▶ _Stated goal_: Transcribe all of the material exactly, except for its pictures.
______________________________
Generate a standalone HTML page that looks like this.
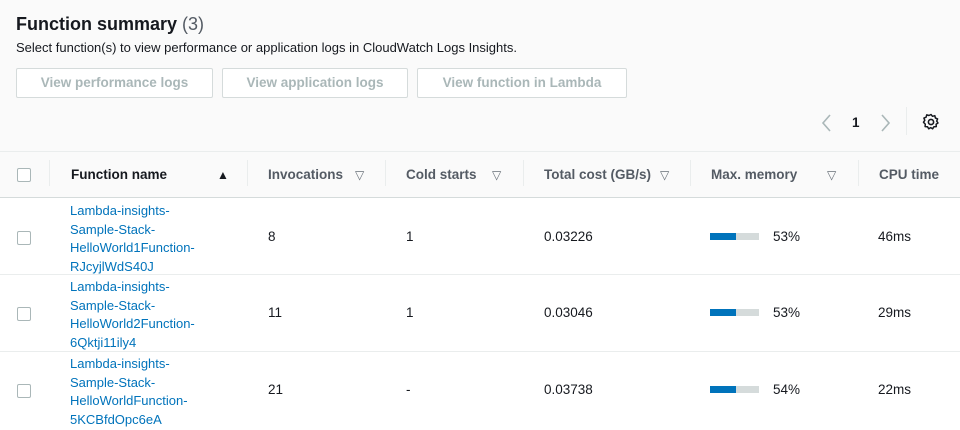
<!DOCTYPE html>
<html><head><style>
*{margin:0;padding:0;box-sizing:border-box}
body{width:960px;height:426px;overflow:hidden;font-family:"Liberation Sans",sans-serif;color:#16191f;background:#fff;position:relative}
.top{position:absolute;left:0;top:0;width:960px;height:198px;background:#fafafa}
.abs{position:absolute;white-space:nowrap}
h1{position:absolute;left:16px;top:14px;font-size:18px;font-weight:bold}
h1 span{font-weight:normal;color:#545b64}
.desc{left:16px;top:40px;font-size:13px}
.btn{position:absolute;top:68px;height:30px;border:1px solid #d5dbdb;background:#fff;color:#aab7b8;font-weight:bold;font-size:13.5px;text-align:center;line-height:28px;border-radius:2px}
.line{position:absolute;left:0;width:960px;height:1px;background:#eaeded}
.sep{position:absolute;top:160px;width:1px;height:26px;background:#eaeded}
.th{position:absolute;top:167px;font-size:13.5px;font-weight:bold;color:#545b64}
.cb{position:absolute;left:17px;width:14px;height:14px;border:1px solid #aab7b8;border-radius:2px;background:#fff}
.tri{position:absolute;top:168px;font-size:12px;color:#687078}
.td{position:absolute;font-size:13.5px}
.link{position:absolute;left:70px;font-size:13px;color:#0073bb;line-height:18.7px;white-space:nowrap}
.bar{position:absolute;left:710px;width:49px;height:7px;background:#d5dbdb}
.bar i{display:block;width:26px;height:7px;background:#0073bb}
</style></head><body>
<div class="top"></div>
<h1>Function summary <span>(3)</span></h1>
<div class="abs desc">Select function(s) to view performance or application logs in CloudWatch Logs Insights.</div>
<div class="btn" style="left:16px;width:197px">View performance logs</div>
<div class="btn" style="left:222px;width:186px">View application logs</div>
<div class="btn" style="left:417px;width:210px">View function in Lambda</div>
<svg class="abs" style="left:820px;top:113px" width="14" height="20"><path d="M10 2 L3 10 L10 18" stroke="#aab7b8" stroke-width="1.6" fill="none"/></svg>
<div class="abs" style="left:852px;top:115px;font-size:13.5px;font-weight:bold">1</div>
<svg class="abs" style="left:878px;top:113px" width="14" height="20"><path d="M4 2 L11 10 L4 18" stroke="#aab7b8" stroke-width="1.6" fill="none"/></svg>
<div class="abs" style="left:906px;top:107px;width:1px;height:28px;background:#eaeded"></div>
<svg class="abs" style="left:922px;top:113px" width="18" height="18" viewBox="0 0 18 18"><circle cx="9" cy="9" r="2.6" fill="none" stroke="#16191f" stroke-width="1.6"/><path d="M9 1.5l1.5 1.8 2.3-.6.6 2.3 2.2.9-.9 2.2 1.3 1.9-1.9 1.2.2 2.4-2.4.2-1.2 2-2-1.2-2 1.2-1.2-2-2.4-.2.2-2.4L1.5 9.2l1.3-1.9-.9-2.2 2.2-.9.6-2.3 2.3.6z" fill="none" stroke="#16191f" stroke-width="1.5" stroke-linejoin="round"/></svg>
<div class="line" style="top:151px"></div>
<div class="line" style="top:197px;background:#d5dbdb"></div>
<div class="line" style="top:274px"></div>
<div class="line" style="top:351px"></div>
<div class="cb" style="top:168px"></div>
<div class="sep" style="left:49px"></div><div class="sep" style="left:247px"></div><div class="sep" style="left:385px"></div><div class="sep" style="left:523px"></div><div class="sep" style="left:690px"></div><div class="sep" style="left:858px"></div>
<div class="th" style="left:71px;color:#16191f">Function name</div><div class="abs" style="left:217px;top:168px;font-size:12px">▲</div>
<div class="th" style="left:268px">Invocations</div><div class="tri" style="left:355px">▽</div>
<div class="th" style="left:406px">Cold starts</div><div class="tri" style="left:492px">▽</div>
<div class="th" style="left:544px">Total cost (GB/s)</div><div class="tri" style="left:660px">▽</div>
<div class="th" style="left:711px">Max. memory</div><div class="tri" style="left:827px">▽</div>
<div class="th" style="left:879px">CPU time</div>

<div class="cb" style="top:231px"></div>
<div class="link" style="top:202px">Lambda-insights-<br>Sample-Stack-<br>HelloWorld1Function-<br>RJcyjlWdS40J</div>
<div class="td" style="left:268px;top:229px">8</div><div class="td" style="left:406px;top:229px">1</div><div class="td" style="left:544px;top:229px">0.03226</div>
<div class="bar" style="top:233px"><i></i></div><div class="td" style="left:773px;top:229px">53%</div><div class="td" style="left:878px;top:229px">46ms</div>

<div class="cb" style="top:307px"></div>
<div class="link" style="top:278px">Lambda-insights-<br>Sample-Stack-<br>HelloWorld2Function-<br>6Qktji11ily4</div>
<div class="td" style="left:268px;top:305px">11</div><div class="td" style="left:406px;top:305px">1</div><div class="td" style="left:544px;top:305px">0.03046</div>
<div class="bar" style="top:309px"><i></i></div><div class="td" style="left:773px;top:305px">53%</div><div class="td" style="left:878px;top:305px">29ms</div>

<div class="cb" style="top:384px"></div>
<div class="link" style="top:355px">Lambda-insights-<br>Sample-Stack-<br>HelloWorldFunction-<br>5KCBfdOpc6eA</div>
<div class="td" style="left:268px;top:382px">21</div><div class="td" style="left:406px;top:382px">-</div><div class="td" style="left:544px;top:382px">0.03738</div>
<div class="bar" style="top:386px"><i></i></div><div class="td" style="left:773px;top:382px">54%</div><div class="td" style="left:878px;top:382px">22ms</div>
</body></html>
______________________________
▶ _Written solution_:
Generate a standalone HTML page that looks like this.
<!DOCTYPE html>
<html><head><style>
*{margin:0;padding:0;box-sizing:border-box}
body{width:960px;height:426px;overflow:hidden;font-family:"Liberation Sans",sans-serif;color:#16191f;background:#fff;position:relative}
.top{position:absolute;left:0;top:0;width:960px;height:198px;background:#fafafa}
.abs{position:absolute;white-space:nowrap}
h1{position:absolute;left:16px;top:14px;font-size:18px;font-weight:bold}
h1 span{font-weight:normal;color:#545b64}
.desc{left:16px;top:40px;font-size:13px}
.btn{position:absolute;top:68px;height:30px;border:1px solid #d5dbdb;background:#fff;color:#aab7b8;font-weight:bold;font-size:13.5px;text-align:center;line-height:28px;border-radius:2px}
.line{position:absolute;left:0;width:960px;height:1px;background:#eaeded}
.sep{position:absolute;top:160px;width:1px;height:26px;background:#eaeded}
.th{position:absolute;top:167px;font-size:13.5px;font-weight:bold;color:#545b64}
.cb{position:absolute;left:17px;width:14px;height:14px;border:1px solid #aab7b8;border-radius:2px;background:#fff}
.tri{position:absolute;top:168px;font-size:12px;color:#687078}
.td{position:absolute;font-size:13.5px}
.link{position:absolute;left:70px;font-size:13px;color:#0073bb;line-height:18.7px;white-space:nowrap}
.bar{position:absolute;left:710px;width:49px;height:7px;background:#d5dbdb}
.bar i{display:block;width:26px;height:7px;background:#0073bb}
</style></head><body>
<div class="top"></div>
<h1>Function summary <span>(3)</span></h1>
<div class="abs desc">Select function(s) to view performance or application logs in CloudWatch Logs Insights.</div>
<div class="btn" style="left:16px;width:197px">View performance logs</div>
<div class="btn" style="left:222px;width:186px">View application logs</div>
<div class="btn" style="left:417px;width:210px">View function in Lambda</div>
<svg class="abs" style="left:820px;top:113px" width="14" height="20"><path d="M10 2 L3 10 L10 18" stroke="#aab7b8" stroke-width="1.6" fill="none"/></svg>
<div class="abs" style="left:852px;top:115px;font-size:13.5px;font-weight:bold">1</div>
<svg class="abs" style="left:878px;top:113px" width="14" height="20"><path d="M4 2 L11 10 L4 18" stroke="#aab7b8" stroke-width="1.6" fill="none"/></svg>
<div class="abs" style="left:906px;top:107px;width:1px;height:28px;background:#eaeded"></div>
<svg class="abs" style="left:922px;top:113px" width="18" height="18" viewBox="0 0 18 18"><circle cx="9" cy="9" r="2.6" fill="none" stroke="#16191f" stroke-width="1.6"/><path d="M9 1.5l1.5 1.8 2.3-.6.6 2.3 2.2.9-.9 2.2 1.3 1.9-1.9 1.2.2 2.4-2.4.2-1.2 2-2-1.2-2 1.2-1.2-2-2.4-.2.2-2.4L1.5 9.2l1.3-1.9-.9-2.2 2.2-.9.6-2.3 2.3.6z" fill="none" stroke="#16191f" stroke-width="1.5" stroke-linejoin="round"/></svg>
<div class="line" style="top:151px"></div>
<div class="line" style="top:197px;background:#d5dbdb"></div>
<div class="line" style="top:274px"></div>
<div class="line" style="top:351px"></div>
<div class="cb" style="top:168px"></div>
<div class="sep" style="left:49px"></div><div class="sep" style="left:247px"></div><div class="sep" style="left:385px"></div><div class="sep" style="left:523px"></div><div class="sep" style="left:690px"></div><div class="sep" style="left:858px"></div>
<div class="th" style="left:71px;color:#16191f">Function name</div><div class="abs" style="left:217px;top:168px;font-size:12px">▲</div>
<div class="th" style="left:268px">Invocations</div><div class="tri" style="left:355px">▽</div>
<div class="th" style="left:406px">Cold starts</div><div class="tri" style="left:492px">▽</div>
<div class="th" style="left:544px">Total cost (GB/s)</div><div class="tri" style="left:660px">▽</div>
<div class="th" style="left:711px">Max. memory</div><div class="tri" style="left:827px">▽</div>
<div class="th" style="left:879px">CPU time</div>

<div class="cb" style="top:231px"></div>
<div class="link" style="top:202px">Lambda-insights-<br>Sample-Stack-<br>HelloWorld1Function-<br>RJcyjlWdS40J</div>
<div class="td" style="left:268px;top:229px">8</div><div class="td" style="left:406px;top:229px">1</div><div class="td" style="left:544px;top:229px">0.03226</div>
<div class="bar" style="top:233px"><i></i></div><div class="td" style="left:773px;top:229px">53%</div><div class="td" style="left:878px;top:229px">46ms</div>

<div class="cb" style="top:307px"></div>
<div class="link" style="top:278px">Lambda-insights-<br>Sample-Stack-<br>HelloWorld2Function-<br>6Qktji11ily4</div>
<div class="td" style="left:268px;top:305px">11</div><div class="td" style="left:406px;top:305px">1</div><div class="td" style="left:544px;top:305px">0.03046</div>
<div class="bar" style="top:309px"><i></i></div><div class="td" style="left:773px;top:305px">53%</div><div class="td" style="left:878px;top:305px">29ms</div>

<div class="cb" style="top:384px"></div>
<div class="link" style="top:355px">Lambda-insights-<br>Sample-Stack-<br>HelloWorldFunction-<br>5KCBfdOpc6eA</div>
<div class="td" style="left:268px;top:382px">21</div><div class="td" style="left:406px;top:382px">-</div><div class="td" style="left:544px;top:382px">0.03738</div>
<div class="bar" style="top:386px"><i></i></div><div class="td" style="left:773px;top:382px">54%</div><div class="td" style="left:878px;top:382px">22ms</div>
</body></html>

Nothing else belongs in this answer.